Basically I know this, The Gospel of Jesus Christ blesses families. Through praying together as a family and reading the scriptures as a family, the Lord will equip you to take on the challenges that trouble this world. I am so grateful for the chance to share that will the people of Taiwan. I hope that anyone reading this knows that I know this to be true. I'm only twenty-one. I really haven't gone far by the world's standards, but I don't care what people think of me or how people judge me because what really matters most to me is that I have a family who loves me. I have a Father and Mother in Heaven who absolutely adore me. I have an older brother who died and suffered for my shortcomings and weaknesses.

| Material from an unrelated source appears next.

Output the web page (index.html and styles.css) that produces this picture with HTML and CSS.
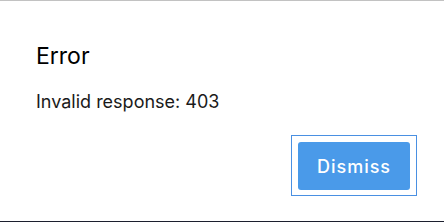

I have scriptures that guide me back to Heavenly Father. I have been given commandments that ultimately give me more freedom than restriction. I have a gift, The Gift of the Holy Ghost, that brings me comfort when I am down and helps me make good decisions. I am so blessed. I am the happiest girl in the whole world and I only got this way through my membership in the Lord's church.
 
I love you all so much and I'm out of time! Read your scriptures everyday. There is power in the Book of Mormon and power in the Bible. We need them both.